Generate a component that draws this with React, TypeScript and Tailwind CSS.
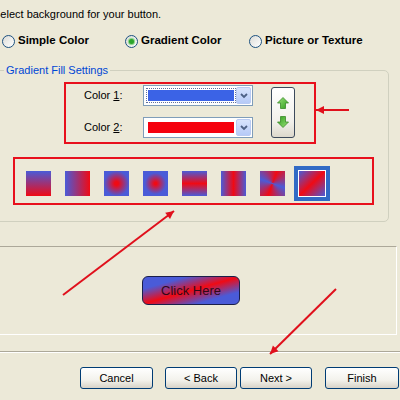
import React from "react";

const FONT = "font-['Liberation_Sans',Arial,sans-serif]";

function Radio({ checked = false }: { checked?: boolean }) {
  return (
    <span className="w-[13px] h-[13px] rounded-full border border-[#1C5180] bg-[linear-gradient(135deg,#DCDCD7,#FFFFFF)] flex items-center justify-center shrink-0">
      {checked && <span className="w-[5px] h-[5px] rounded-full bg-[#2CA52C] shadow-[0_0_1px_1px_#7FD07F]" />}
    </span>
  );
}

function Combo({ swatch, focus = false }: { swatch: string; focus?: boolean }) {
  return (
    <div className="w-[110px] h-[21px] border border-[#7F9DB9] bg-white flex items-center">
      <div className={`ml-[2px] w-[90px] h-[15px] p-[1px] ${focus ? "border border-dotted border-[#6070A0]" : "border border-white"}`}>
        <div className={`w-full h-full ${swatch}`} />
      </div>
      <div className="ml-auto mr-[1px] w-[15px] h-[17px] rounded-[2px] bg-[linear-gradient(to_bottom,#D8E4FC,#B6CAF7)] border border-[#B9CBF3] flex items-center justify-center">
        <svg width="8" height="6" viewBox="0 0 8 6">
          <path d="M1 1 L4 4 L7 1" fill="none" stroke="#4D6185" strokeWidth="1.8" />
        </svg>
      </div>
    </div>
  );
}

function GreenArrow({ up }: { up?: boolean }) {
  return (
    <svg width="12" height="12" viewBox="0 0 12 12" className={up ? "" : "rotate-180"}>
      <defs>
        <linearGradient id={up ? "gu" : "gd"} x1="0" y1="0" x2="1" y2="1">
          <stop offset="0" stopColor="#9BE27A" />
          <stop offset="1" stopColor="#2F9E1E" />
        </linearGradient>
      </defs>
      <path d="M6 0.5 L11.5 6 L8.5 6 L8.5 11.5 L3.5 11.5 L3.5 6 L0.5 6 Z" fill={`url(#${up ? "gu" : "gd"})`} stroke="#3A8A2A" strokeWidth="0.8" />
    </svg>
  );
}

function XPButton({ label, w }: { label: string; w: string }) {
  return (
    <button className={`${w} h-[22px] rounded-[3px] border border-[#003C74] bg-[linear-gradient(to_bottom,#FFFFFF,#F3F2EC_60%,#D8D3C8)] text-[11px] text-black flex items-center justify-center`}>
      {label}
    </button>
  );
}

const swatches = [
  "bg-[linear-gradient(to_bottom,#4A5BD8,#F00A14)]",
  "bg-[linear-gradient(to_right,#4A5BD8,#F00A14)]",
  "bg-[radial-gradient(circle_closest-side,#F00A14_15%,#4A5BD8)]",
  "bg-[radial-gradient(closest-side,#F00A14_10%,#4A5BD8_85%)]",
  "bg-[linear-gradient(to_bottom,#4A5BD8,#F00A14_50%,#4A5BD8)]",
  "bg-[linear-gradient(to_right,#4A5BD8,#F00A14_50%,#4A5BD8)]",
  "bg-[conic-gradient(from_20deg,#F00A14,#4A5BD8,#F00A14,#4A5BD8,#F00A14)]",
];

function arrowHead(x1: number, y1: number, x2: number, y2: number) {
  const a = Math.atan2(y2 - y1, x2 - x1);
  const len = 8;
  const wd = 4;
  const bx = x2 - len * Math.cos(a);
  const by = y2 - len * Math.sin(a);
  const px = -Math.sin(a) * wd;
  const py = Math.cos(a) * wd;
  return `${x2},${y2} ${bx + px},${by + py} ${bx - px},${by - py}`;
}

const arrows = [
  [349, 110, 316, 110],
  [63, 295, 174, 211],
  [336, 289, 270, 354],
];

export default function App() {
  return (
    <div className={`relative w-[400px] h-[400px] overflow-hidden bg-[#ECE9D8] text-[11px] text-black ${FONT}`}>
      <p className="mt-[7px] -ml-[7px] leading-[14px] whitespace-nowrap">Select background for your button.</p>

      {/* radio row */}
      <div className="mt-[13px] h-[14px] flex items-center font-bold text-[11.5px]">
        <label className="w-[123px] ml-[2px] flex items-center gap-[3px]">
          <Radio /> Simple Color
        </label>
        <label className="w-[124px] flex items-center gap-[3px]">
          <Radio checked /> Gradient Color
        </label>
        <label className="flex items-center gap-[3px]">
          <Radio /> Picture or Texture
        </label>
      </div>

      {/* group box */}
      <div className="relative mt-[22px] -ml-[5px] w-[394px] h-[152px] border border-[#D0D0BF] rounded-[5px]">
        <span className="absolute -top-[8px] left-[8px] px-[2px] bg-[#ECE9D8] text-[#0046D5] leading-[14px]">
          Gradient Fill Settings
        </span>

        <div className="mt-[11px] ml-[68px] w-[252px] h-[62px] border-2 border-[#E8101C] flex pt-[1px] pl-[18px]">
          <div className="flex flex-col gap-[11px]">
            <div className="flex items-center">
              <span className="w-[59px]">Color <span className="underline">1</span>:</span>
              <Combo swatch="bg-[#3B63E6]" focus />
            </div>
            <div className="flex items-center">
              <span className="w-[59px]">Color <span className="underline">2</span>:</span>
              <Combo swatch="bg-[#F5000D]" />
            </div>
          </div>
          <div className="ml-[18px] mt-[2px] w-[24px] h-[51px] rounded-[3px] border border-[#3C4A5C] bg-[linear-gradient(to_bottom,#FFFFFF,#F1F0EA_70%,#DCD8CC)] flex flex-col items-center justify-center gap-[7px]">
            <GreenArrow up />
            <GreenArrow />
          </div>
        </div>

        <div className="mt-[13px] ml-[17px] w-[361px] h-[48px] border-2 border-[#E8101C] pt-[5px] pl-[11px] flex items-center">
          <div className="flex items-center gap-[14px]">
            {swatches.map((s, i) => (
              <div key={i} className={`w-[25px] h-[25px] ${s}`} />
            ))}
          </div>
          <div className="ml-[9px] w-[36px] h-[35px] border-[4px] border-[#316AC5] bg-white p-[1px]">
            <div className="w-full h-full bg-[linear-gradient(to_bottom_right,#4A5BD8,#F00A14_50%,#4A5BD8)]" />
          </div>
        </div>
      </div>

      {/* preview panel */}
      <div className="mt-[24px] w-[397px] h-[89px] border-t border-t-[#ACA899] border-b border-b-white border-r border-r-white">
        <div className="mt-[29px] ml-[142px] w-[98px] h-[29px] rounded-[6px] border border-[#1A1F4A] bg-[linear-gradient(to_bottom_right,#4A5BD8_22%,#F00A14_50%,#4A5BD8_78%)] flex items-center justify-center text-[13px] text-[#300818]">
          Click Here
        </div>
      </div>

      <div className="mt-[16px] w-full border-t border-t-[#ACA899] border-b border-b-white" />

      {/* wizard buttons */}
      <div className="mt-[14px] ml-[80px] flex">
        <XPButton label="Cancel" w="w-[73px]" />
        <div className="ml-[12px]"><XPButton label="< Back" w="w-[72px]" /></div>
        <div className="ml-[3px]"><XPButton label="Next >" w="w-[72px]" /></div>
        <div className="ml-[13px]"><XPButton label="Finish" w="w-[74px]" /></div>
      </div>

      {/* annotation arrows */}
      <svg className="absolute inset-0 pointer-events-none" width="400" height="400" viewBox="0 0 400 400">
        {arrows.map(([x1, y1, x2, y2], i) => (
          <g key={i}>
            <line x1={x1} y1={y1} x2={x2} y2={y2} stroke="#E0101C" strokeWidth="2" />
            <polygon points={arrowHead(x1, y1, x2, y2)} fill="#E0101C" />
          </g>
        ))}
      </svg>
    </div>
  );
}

AIM OF THE EXERCISE ->
All the lines above are to be reproduced exactly, except the pictures.

EXERCISE RESPONSE ->
Generate a component that draws this with React, TypeScript and Tailwind CSS.
import React from "react";

const FONT = "font-['Liberation_Sans',Arial,sans-serif]";

function Radio({ checked = false }: { checked?: boolean }) {
  return (
    <span className="w-[13px] h-[13px] rounded-full border border-[#1C5180] bg-[linear-gradient(135deg,#DCDCD7,#FFFFFF)] flex items-center justify-center shrink-0">
      {checked && <span className="w-[5px] h-[5px] rounded-full bg-[#2CA52C] shadow-[0_0_1px_1px_#7FD07F]" />}
    </span>
  );
}

function Combo({ swatch, focus = false }: { swatch: string; focus?: boolean }) {
  return (
    <div className="w-[110px] h-[21px] border border-[#7F9DB9] bg-white flex items-center">
      <div className={`ml-[2px] w-[90px] h-[15px] p-[1px] ${focus ? "border border-dotted border-[#6070A0]" : "border border-white"}`}>
        <div className={`w-full h-full ${swatch}`} />
      </div>
      <div className="ml-auto mr-[1px] w-[15px] h-[17px] rounded-[2px] bg-[linear-gradient(to_bottom,#D8E4FC,#B6CAF7)] border border-[#B9CBF3] flex items-center justify-center">
        <svg width="8" height="6" viewBox="0 0 8 6">
          <path d="M1 1 L4 4 L7 1" fill="none" stroke="#4D6185" strokeWidth="1.8" />
        </svg>
      </div>
    </div>
  );
}

function GreenArrow({ up }: { up?: boolean }) {
  return (
    <svg width="12" height="12" viewBox="0 0 12 12" className={up ? "" : "rotate-180"}>
      <defs>
        <linearGradient id={up ? "gu" : "gd"} x1="0" y1="0" x2="1" y2="1">
          <stop offset="0" stopColor="#9BE27A" />
          <stop offset="1" stopColor="#2F9E1E" />
        </linearGradient>
      </defs>
      <path d="M6 0.5 L11.5 6 L8.5 6 L8.5 11.5 L3.5 11.5 L3.5 6 L0.5 6 Z" fill={`url(#${up ? "gu" : "gd"})`} stroke="#3A8A2A" strokeWidth="0.8" />
    </svg>
  );
}

function XPButton({ label, w }: { label: string; w: string }) {
  return (
    <button className={`${w} h-[22px] rounded-[3px] border border-[#003C74] bg-[linear-gradient(to_bottom,#FFFFFF,#F3F2EC_60%,#D8D3C8)] text-[11px] text-black flex items-center justify-center`}>
      {label}
    </button>
  );
}

const swatches = [
  "bg-[linear-gradient(to_bottom,#4A5BD8,#F00A14)]",
  "bg-[linear-gradient(to_right,#4A5BD8,#F00A14)]",
  "bg-[radial-gradient(circle_closest-side,#F00A14_15%,#4A5BD8)]",
  "bg-[radial-gradient(closest-side,#F00A14_10%,#4A5BD8_85%)]",
  "bg-[linear-gradient(to_bottom,#4A5BD8,#F00A14_50%,#4A5BD8)]",
  "bg-[linear-gradient(to_right,#4A5BD8,#F00A14_50%,#4A5BD8)]",
  "bg-[conic-gradient(from_20deg,#F00A14,#4A5BD8,#F00A14,#4A5BD8,#F00A14)]",
];

function arrowHead(x1: number, y1: number, x2: number, y2: number) {
  const a = Math.atan2(y2 - y1, x2 - x1);
  const len = 8;
  const wd = 4;
  const bx = x2 - len * Math.cos(a);
  const by = y2 - len * Math.sin(a);
  const px = -Math.sin(a) * wd;
  const py = Math.cos(a) * wd;
  return `${x2},${y2} ${bx + px},${by + py} ${bx - px},${by - py}`;
}

const arrows = [
  [349, 110, 316, 110],
  [63, 295, 174, 211],
  [336, 289, 270, 354],
];

export default function App() {
  return (
    <div className={`relative w-[400px] h-[400px] overflow-hidden bg-[#ECE9D8] text-[11px] text-black ${FONT}`}>
      <p className="mt-[7px] -ml-[7px] leading-[14px] whitespace-nowrap">Select background for your button.</p>

      {/* radio row */}
      <div className="mt-[13px] h-[14px] flex items-center font-bold text-[11.5px]">
        <label className="w-[123px] ml-[2px] flex items-center gap-[3px]">
          <Radio /> Simple Color
        </label>
        <label className="w-[124px] flex items-center gap-[3px]">
          <Radio checked /> Gradient Color
        </label>
        <label className="flex items-center gap-[3px]">
          <Radio /> Picture or Texture
        </label>
      </div>

      {/* group box */}
      <div className="relative mt-[22px] -ml-[5px] w-[394px] h-[152px] border border-[#D0D0BF] rounded-[5px]">
        <span className="absolute -top-[8px] left-[8px] px-[2px] bg-[#ECE9D8] text-[#0046D5] leading-[14px]">
          Gradient Fill Settings
        </span>

        <div className="mt-[11px] ml-[68px] w-[252px] h-[62px] border-2 border-[#E8101C] flex pt-[1px] pl-[18px]">
          <div className="flex flex-col gap-[11px]">
            <div className="flex items-center">
              <span className="w-[59px]">Color <span className="underline">1</span>:</span>
              <Combo swatch="bg-[#3B63E6]" focus />
            </div>
            <div className="flex items-center">
              <span className="w-[59px]">Color <span className="underline">2</span>:</span>
              <Combo swatch="bg-[#F5000D]" />
            </div>
          </div>
          <div className="ml-[18px] mt-[2px] w-[24px] h-[51px] rounded-[3px] border border-[#3C4A5C] bg-[linear-gradient(to_bottom,#FFFFFF,#F1F0EA_70%,#DCD8CC)] flex flex-col items-center justify-center gap-[7px]">
            <GreenArrow up />
            <GreenArrow />
          </div>
        </div>

        <div className="mt-[13px] ml-[17px] w-[361px] h-[48px] border-2 border-[#E8101C] pt-[5px] pl-[11px] flex items-center">
          <div className="flex items-center gap-[14px]">
            {swatches.map((s, i) => (
              <div key={i} className={`w-[25px] h-[25px] ${s}`} />
            ))}
          </div>
          <div className="ml-[9px] w-[36px] h-[35px] border-[4px] border-[#316AC5] bg-white p-[1px]">
            <div className="w-full h-full bg-[linear-gradient(to_bottom_right,#4A5BD8,#F00A14_50%,#4A5BD8)]" />
          </div>
        </div>
      </div>

      {/* preview panel */}
      <div className="mt-[24px] w-[397px] h-[89px] border-t border-t-[#ACA899] border-b border-b-white border-r border-r-white">
        <div className="mt-[29px] ml-[142px] w-[98px] h-[29px] rounded-[6px] border border-[#1A1F4A] bg-[linear-gradient(to_bottom_right,#4A5BD8_22%,#F00A14_50%,#4A5BD8_78%)] flex items-center justify-center text-[13px] text-[#300818]">
          Click Here
        </div>
      </div>

      <div className="mt-[16px] w-full border-t border-t-[#ACA899] border-b border-b-white" />

      {/* wizard buttons */}
      <div className="mt-[14px] ml-[80px] flex">
        <XPButton label="Cancel" w="w-[73px]" />
        <div className="ml-[12px]"><XPButton label="< Back" w="w-[72px]" /></div>
        <div className="ml-[3px]"><XPButton label="Next >" w="w-[72px]" /></div>
        <div className="ml-[13px]"><XPButton label="Finish" w="w-[74px]" /></div>
      </div>

      {/* annotation arrows */}
      <svg className="absolute inset-0 pointer-events-none" width="400" height="400" viewBox="0 0 400 400">
        {arrows.map(([x1, y1, x2, y2], i) => (
          <g key={i}>
            <line x1={x1} y1={y1} x2={x2} y2={y2} stroke="#E0101C" strokeWidth="2" />
            <polygon points={arrowHead(x1, y1, x2, y2)} fill="#E0101C" />
          </g>
        ))}
      </svg>
    </div>
  );
}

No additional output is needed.